The condition we find in the created order is traced directly to Adam's rebellion against God. Effectively, Adam (and the whole human race), declared that it could live without reference to our Creator. In Adam, we shook our fist in God's face and declared our arrogant autonomy. The utter foolishness that a created being can live without its Creator speaks for itself.2

2. Non-Christian philosophy is futile

Non-Christian, evolutionary teaching will tell us that death and destruction are normative. In fact, death is seen as a creative process. Death is the creative force that drives life. Survival of the fittest includes man, since man is just a fortunate, accidental by-product of random chance. Man is no better than an amoeba. The world made itself, and catastophes such as earthquakes are part of the natural order of things. Therefore, death is completely normal, and if evolutionists would be completely consistent, they would not be bothered by earthquakes. But of course, they are intensely bothered by the Haitian earthquake, demonstrating that their philosophy is grossly in error. The evolutionist is borrowing from the Christian worldview and wrongly importing it into his philosophical framework. We here at ABR are also intensely bothered by the earthquake, and rightly so. Non-Christian philosophy cannot rationally account for their reaction to this catastrophe.

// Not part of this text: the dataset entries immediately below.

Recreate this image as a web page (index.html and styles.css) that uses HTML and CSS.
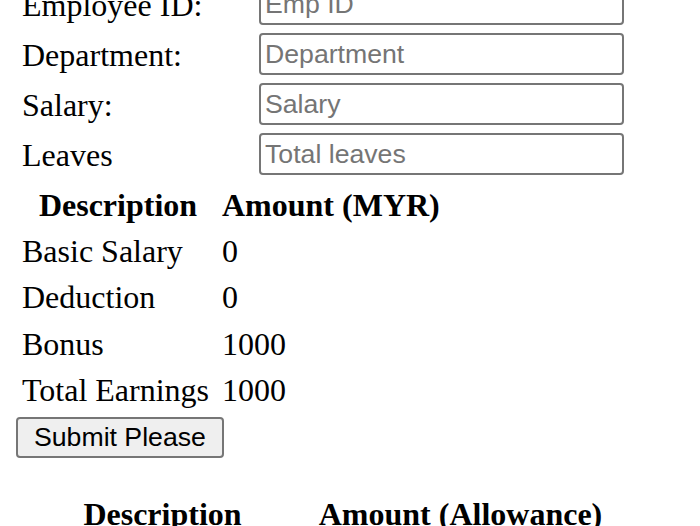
FILE: index.html
```html
<!DOCTYPE html>
<html lang="en">
<head>
  <meta charset="UTF-8" />
  <meta name="viewport" content="width=device-width, initial-scale=1.0"/>
  <title>Payroll</title>
  <link rel="stylesheet" href="styles.css">
</head>
<body>

  <!-- Employee details -->
  <form id="payForm" class="pay-form">
    <table class="details">
      <tr>
        <td class="label">Employee ID:</td>
        <td><input type="text" placeholder="Emp ID" /></td>
      </tr>
      <tr>
        <td class="label">Department:</td>
        <td><input type="text" placeholder="Department" /></td>
      </tr>
      <tr>
        <td class="label">Salary:</td>
        <td><input type="text" placeholder="Salary" /></td>
      </tr>
      <tr>
        <td class="label">Leaves</td>
        <td><input type="text" placeholder="Total leaves" /></td>
      </tr>
    </table>

    <!-- Earnings summary -->
    <table class="summary">
      <tr>
        <th>Description</th>
        <th>Amount (MYR)</th>
      </tr>
      <tr><td>Basic Salary</td><td>0</td></tr>
      <tr><td>Deduction</td><td>0</td></tr>
      <tr><td>Bonus</td><td>1000</td></tr>
      <tr><td>Total Earnings</td><td>1000</td></tr>
    </table>

    <button type="submit">Submit Please</button>
  </form>

  <!-- Allowance table -->
  <table class="allowance">
    <tr>
      <th class="col-desc">Description</th>
      <th class="col-amount">Amount (Allowance)</th>
    </tr>
    <tr><td>Travel</td><td>0</td></tr>
  </table>

  <script>
    document.getElementById("payForm").addEventListener("submit", function (e) {
      e.preventDefault();
    });
  </script>

</body>
</html>
```

FILE: styles.css
```css
* { box-sizing: border-box; }
body { margin: 0; padding: 0 16px; background: #fff; color: #000; font-family: "Liberation Serif", "Times New Roman", serif; font-size: 32px; }

table { border-spacing: 4px; }
td, th { padding: 2px; }

.pay-form { margin: 0 0 32px; }
.details { margin-top: -23px; }
.details .label { width: 233px; padding-top: 4px; }
.details input { display: block; width: 365px; height: 42px; padding: 2px 4px; border: 2px solid #767676; border-radius: 4px; font-family: "Liberation Sans", Arial, sans-serif; font-size: 26.67px; }
.details input::placeholder { color: #757575; }

.summary th { height: 41px; }
.summary td { height: 42.5px; }
.summary td:first-child { width: 196px; }

button { height: 41px; margin-top: 1px; padding: 2px 16px; border: 2px solid #767676; border-radius: 4px; background: #efefef; color: #000; font-family: "Liberation Sans", Arial, sans-serif; font-size: 26.67px; }

.allowance { margin-top: 1px; }
.allowance .col-desc { width: 285px; }
.allowance .col-amount { width: 303px; }
```
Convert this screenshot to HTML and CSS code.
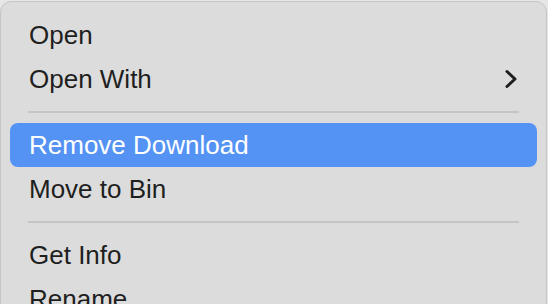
FILE: index.html
```html
<!DOCTYPE html>
<html>
<head>
<meta charset="utf-8">
<link rel="stylesheet" href="styles.css">
</head>
<body>
<div class="menu">
  <div class="item">Open</div>
  <div class="item has-sub">Open With
    <svg class="chev" width="14" height="20" viewBox="0 0 14 20"><path d="M3 2.5 L11 10 L3 17.5" fill="none" stroke="#1e1e1e" stroke-width="3" stroke-linecap="round" stroke-linejoin="round"/></svg>
  </div>
  <div class="sep"></div>
  <div class="item active">Remove Download</div>
  <div class="item">Move to Bin</div>
  <div class="sep"></div>
  <div class="item">Get Info</div>
  <div class="item">Rename</div>
  <div class="item">Compress</div>
</div>
</body>
</html>
```
FILE: styles.css
```css
html, body {
  margin: 0;
  padding: 0;
  height: 304px;
  overflow: hidden;
  background: #e6e6e6;
}
body {
  font-family: "Liberation Sans", Arial, sans-serif;
}
.menu {
  margin-top: 1px;
  width: 545px;
  background: #dcdcdc;
  border: 1px solid #c6c6c6;
  border-radius: 11px;
  padding: 11px 9px 12px 9px;
  box-sizing: content-box;
  width: 527px;
}
.item {
  height: 44px;
  line-height: 45px;
  font-size: 26px;
  color: #1f1f1f;
  padding-left: 19px;
  padding-right: 19px;
  border-radius: 8px;
  display: flex;
  align-items: center;
  justify-content: space-between;
  white-space: nowrap;
}
.item.active {
  background: #5493f3;
  color: #ffffff;
}
.chev {
  display: block;
  margin-right: 0;
}
.sep {
  height: 2px;
  background: #c5c5c5;
  margin: 10px 18px;
}
```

As an atheist prior to his conversion, C.S. Lewis' biggest gripe against the idea of God was that the universe seemed so unjust to him. Lewis, along with many other atheists, reacted violently against the state of affairs in the universe. Indeed, he was making a moral judgment about the condition of the world around him. But if God did not exist, and Lewis was just another collection of random particles in the long chain of mindless cause and effect,

...why did I...find myself in such violent reaction against it?3

If Naturalism/evolution were indeed true, then the condition of the world would be perfectly normal. Lewis would simply be one minute link in a long chain of causes and effects, and therefore he should accept the universe as it is. In fact, it would be the only choice possible.

G.K. Chesterton's anecdote is a blistering indictment on evolution:

A cosmos one day being rebuked by a pessimist replied, 'How can you who revile me consent to speak by my machinery? Permit me to reduce you to nothingness and then we will discuss the matter.' Moral. You should not look a gift universe in the mouth.4

The evolutionary fairy tale cannot be substantiated. Moral actions by those who reject God are inconsistent with their unbelieving philosophy. The moral image bearing imprint it so strong, it compels humans in general to help those in need. The Triune God of Scripture is the author of morality and conscience.

3. Why do Non-Christians rush to help those in need?

Non-Christians cannot philosophically justify their benevolent response to the people suffering because of the earthquake in Haiti. However, they do, in fact, respond with kindness, concern, and help. Christians are often confused by non-Christian benevolence. Why do those who are in spiritual darkness do good deeds? The spiritual and psychological individual consitutution of any particular person can be difficult to evaluate. But, there are truths about all humans found in Scripture that explain this.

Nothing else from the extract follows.